Preparing for reunification

The prospect of a reunified Ireland has come on to the horizon quickly, largely since the Brexit vote, so thinking about what that might look like in practice is inchoate.

Anne Cadwallader is a British journalist who has lived in Belfast since the early 1980s. Until recently she worked at the Pat Finucane centre, named for John’s father.

“Sinn Féin are arguing constantly with the Irish government that they should start preparing for unity now, so that when it happens it isn’t a kind of huge shock to the system,” she says about a united Ireland.

“What would it look like? They say that if there is a united island, it wouldn’t just be the south with the north tacked onto it, it would have to be an entirely new state.”

There are many open questions and no side seems to have even started grappling with the realities.

“Would there have to be a new flag? Would there have to be a new national anthem? What would the health service look like? Who would control education?” asks Cadwallader.

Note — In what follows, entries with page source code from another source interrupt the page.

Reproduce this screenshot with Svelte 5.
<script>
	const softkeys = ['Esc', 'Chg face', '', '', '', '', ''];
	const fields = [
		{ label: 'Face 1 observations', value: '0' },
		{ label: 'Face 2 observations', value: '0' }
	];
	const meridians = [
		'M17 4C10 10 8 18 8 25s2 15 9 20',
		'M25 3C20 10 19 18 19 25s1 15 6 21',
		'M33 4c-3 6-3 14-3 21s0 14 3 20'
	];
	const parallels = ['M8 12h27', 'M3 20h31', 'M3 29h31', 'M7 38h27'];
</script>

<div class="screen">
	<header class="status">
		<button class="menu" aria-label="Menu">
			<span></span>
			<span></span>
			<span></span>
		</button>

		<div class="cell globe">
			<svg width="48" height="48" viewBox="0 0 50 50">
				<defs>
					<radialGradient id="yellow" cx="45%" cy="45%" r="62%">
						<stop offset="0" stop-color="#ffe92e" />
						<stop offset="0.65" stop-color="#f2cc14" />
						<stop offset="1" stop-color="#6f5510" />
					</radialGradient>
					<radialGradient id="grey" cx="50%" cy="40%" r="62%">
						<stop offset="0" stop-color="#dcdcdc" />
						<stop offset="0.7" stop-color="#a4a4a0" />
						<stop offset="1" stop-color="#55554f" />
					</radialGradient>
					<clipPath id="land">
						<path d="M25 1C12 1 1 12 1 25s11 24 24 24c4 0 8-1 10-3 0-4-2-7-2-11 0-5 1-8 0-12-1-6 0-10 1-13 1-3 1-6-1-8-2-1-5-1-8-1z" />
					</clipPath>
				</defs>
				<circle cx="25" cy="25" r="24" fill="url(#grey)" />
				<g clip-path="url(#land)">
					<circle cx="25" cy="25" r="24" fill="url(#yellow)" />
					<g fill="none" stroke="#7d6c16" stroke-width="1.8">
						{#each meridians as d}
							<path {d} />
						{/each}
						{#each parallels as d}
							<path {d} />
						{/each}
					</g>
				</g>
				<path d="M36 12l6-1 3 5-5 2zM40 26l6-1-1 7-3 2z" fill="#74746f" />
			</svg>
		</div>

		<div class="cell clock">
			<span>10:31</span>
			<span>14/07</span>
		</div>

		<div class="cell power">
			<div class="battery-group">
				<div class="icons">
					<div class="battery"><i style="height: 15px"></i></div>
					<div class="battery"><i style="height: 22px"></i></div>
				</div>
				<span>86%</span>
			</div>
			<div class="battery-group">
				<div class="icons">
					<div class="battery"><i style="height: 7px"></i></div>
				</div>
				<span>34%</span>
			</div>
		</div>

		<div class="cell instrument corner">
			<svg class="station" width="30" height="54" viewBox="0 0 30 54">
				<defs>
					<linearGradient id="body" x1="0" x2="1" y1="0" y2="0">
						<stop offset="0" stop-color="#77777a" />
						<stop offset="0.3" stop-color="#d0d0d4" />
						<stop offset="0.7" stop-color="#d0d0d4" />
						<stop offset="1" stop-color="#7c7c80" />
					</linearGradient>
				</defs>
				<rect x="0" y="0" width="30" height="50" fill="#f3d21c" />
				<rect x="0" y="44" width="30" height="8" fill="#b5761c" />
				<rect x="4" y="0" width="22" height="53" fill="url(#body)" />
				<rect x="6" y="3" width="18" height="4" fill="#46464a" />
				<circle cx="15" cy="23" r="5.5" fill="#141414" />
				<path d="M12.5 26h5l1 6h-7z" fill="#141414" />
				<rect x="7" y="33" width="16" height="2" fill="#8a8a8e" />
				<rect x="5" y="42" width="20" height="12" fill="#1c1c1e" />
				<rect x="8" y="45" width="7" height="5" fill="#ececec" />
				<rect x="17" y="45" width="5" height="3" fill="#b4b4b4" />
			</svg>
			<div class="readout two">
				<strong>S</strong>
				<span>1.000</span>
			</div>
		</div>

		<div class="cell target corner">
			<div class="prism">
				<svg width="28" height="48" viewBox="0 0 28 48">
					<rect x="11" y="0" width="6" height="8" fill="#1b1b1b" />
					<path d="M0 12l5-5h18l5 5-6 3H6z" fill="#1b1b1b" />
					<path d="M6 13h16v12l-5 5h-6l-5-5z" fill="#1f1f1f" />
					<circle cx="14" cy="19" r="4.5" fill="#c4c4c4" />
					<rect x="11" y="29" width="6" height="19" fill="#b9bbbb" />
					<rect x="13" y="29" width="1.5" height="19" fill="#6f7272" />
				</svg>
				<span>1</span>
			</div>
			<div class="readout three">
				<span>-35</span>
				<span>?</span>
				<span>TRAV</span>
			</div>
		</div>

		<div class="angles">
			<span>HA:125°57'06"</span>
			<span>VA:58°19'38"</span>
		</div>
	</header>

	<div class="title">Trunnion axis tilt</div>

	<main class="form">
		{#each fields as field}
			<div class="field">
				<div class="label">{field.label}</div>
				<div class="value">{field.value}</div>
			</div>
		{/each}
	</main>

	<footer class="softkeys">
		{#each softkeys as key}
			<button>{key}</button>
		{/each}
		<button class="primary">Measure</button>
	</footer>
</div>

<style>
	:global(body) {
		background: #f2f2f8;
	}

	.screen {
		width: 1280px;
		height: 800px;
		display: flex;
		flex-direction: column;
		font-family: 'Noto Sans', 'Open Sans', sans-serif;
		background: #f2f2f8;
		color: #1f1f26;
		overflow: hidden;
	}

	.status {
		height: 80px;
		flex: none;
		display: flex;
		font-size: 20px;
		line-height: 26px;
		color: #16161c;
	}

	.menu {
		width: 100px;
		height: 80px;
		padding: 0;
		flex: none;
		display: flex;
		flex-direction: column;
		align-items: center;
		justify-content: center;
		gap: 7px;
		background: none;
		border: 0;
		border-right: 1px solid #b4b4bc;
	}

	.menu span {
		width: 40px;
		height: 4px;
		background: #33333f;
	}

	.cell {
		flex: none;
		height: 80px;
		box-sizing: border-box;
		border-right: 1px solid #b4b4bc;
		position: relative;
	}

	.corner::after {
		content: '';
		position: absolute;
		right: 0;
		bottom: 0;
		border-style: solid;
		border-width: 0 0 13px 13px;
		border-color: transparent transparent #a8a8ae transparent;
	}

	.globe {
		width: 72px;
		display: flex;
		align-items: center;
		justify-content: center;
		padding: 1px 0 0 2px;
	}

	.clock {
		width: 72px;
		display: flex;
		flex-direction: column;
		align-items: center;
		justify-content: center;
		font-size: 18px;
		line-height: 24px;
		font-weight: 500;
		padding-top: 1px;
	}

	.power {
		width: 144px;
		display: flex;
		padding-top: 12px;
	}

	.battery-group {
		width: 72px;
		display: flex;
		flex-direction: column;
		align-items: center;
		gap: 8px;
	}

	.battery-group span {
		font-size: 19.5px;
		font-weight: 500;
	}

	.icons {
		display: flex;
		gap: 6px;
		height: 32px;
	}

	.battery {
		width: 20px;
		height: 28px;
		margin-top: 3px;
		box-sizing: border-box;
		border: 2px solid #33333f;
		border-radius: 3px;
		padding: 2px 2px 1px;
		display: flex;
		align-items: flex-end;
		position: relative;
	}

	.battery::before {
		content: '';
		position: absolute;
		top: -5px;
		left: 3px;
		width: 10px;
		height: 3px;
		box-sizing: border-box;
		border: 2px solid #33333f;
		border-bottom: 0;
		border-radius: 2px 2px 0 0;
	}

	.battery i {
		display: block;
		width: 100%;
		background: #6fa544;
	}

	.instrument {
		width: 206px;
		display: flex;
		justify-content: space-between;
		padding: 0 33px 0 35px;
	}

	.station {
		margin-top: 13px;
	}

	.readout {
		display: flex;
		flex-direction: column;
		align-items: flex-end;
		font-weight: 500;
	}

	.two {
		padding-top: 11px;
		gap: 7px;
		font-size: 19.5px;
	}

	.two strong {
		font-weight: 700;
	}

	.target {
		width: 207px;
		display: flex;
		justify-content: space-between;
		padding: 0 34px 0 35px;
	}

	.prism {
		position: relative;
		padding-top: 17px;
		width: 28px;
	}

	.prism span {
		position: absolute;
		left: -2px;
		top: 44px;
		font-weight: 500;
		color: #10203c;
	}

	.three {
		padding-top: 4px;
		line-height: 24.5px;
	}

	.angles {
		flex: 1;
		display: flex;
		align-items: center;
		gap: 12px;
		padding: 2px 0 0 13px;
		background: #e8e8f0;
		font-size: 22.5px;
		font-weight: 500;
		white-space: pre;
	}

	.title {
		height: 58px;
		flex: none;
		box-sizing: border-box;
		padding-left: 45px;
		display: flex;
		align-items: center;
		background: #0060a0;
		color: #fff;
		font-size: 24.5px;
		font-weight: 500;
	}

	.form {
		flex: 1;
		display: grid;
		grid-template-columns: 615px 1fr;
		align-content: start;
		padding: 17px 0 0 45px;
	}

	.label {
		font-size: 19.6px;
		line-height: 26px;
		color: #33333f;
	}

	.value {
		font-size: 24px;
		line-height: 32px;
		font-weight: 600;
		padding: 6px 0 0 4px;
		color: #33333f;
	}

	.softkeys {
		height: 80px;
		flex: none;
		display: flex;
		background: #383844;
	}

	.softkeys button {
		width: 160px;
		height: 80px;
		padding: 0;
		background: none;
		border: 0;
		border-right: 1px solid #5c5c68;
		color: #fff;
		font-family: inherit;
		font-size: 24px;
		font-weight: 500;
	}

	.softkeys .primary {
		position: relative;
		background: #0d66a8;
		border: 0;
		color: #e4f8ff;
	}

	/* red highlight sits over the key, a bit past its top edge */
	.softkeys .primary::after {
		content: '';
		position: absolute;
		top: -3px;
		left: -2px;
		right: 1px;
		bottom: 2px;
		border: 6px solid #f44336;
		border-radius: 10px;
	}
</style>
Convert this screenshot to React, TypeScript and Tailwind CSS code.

“All those issues have to be looked at and thought over so that when people vote, they know what they’re voting for.”

The Good Friday Agreement enshrines the right to a referendum on reunification. But the process is amorphous.

As part of the Agreement, a provision for holding a reunification poll was made in UK law. The Northern Ireland Act 1998 states that the UK government will allow a vote “if at any time it appears likely to him that a majority of those voting would express a wish that Northern Ireland should cease to be part of the United Kingdom and form part of a united Ireland”.

But it is not clear exactly what would satisfy this requirement. It’s also unclear how many in the Republic of Ireland would support it.

The DUP did not respond to requests for an interview.